The AI sameness is the same gift. Personal software doesn't need a visual identity. It's not competing for attention in an app store, not trying to convey brand values, not getting reviewed on The Verge. It's a thing one person uses to do a thing. Letting the AI hand you a clean, competent default UI means you can spend all your attention on what's actually personal: the methodology, the categories, the way the thing fits your head.
The default floor has risen. Everything looks reasonably designed out of the box. For commercial software that's a problem — you need to differentiate. For personal software it's exactly right. The shell is given, so you can focus on what's yours.
The sophomore slump parallel
This is also a film school thought, so bear with me.
A first feature is often tight, weird, specific. Made on constraints — money, time, a single location, the actors you could get.

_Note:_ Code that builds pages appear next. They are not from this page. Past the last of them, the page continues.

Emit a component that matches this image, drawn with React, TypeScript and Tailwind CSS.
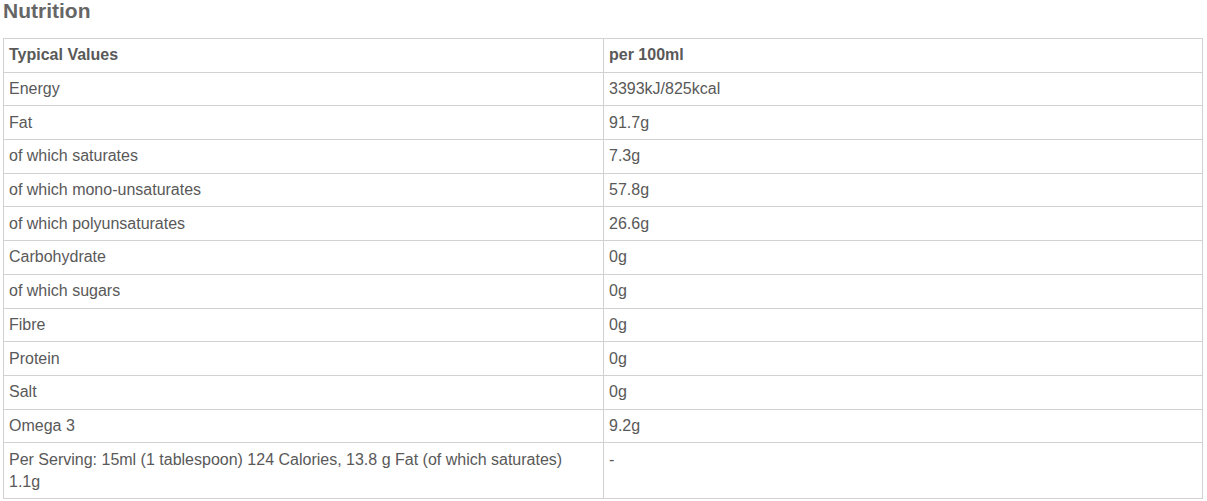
import React from "react";

const rows: [string, React.ReactNode][] = [
  ["Energy", "3393kJ/825kcal"],
  ["Fat", "91.7g"],
  ["of which saturates", "7.3g"],
  ["of which mono-unsaturates", "57.8g"],
  ["of which polyunsaturates", "26.6g"],
  ["Carbohydrate", "0g"],
  ["of which sugars", "0g"],
  ["Fibre", "0g"],
  ["Protein", "0g"],
  ["Salt", "0g"],
  ["Omega 3", "9.2g"],
];

export default function App() {
  return (
    <div
      className="bg-white w-[1207px] h-[501px] overflow-hidden text-[#595959]"
      style={{ fontFamily: '"Liberation Sans", Arial, sans-serif' }}
    >
      <h2 className="text-[21px] leading-[21px] font-bold text-[#666] pl-[3px]">Nutrition</h2>
      <table className="ml-[3px] mt-[17px] w-[1200px] border-collapse table-fixed text-[16px] leading-[22px]">
        <tbody>
          <tr>
            <td className="w-[600px] border border-[#d2d2d2] px-[5px] py-[5.35px] align-top font-bold">Typical Values</td>
            <td className="border border-[#d2d2d2] px-[5px] py-[5.35px] align-top font-bold">per 100ml</td>
          </tr>
          {rows.map(([a, b]) => (
            <tr key={a}>
              <td className="border border-[#d2d2d2] px-[5px] py-[5.35px] align-top">{a}</td>
              <td className="border border-[#d2d2d2] px-[5px] py-[5.35px] align-top">{b}</td>
            </tr>
          ))}
          <tr>
            <td className="border border-[#d2d2d2] px-[5px] py-[5.35px] align-top">
              Per Serving: 15ml (1 tablespoon) 124 Calories, 13.8 g Fat (of which saturates)
              <br />
              1.1g
            </td>
            <td className="border border-[#d2d2d2] px-[5px] py-[5.35px] align-top">-</td>
          </tr>
        </tbody>
      </table>
    </div>
  );
}
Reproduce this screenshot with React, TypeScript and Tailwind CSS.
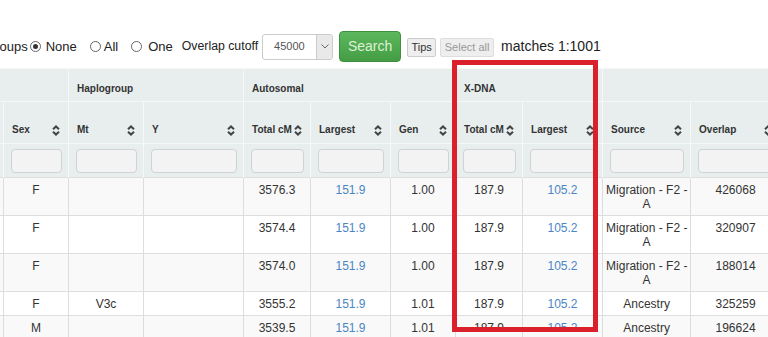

The constraints aren't disciplinary. They're generative. They force decisions. They give the work a shape.
The follow-up gets ten times the budget and falls apart. It has to serve every audience the first one earned. It has to justify the investment. It loses the constraints that made the original work.
Commercial software is structurally a sophomore project. It has to serve every user, every methodology, every edge case, every potential paying customer, every accessibility requirement, every enterprise procurement checklist. That's not a criticism — that's the deal. But it explains why the experience of using commercial software so often feels bloated. It is.
Personal software stays in debut mode. Scoped, weird, specific. Mine has exactly the features I use, in exactly the arrangement that fits my head. That's not because I'm a better designer than the YNAB team. It's because I have one user.
The part nobody talks about
There's one more thing I want to surface, because the productivity framing has eaten the entire AI discourse and it's making us miss something.
I built Simple Chores partly because it was fun. I'd never done that kind of project before. I had no idea what I was doing with Home Assistant's app framework. It was an evening hobby. Same energy as typing BASIC programs out of a magazine to see what they did.
That kind of building — speculative, unprofitable, just-to-see — was a huge part of why the home computer era mattered to people who lived through it. It wasn't all productivity. A lot of it was play. You built a thing because you wanted to know if you could.
AI-assisted coding has brought that back, and almost no one is talking about it because the discourse is locked into ten-engineers-replaced-by-one framing. Some of the best output from this technology, in my own life, has nothing to do with productivity. It's the return of personal software, yes. But it's also the return of personal programming — the practice, the play, the tinkering. The part where you build something for yourself just to see what happens.
That part is harder to put in a deck. But it's real, and if you've felt it, you know.
So, is it crazy to just build my own?
For most things, still yes. Build your own payments processor: crazy. Build your own CRM: still crazy. Build your own collaboration tool for a team of fifty: crazy. SaaS continues to do exactly what SaaS is good at, and the AI hype declaring otherwise will look as silly in three years as the no-code hype did.
But for the personal layer — the budget that has to fit your method, the chore tracker that has to fit your household, the dozen little utilities that fit your life and only your life — the answer has quietly flipped.
A day and a half. Spreadsheet logic, my categories, my interface. Used every day.
It's not crazy anymore. That's the story.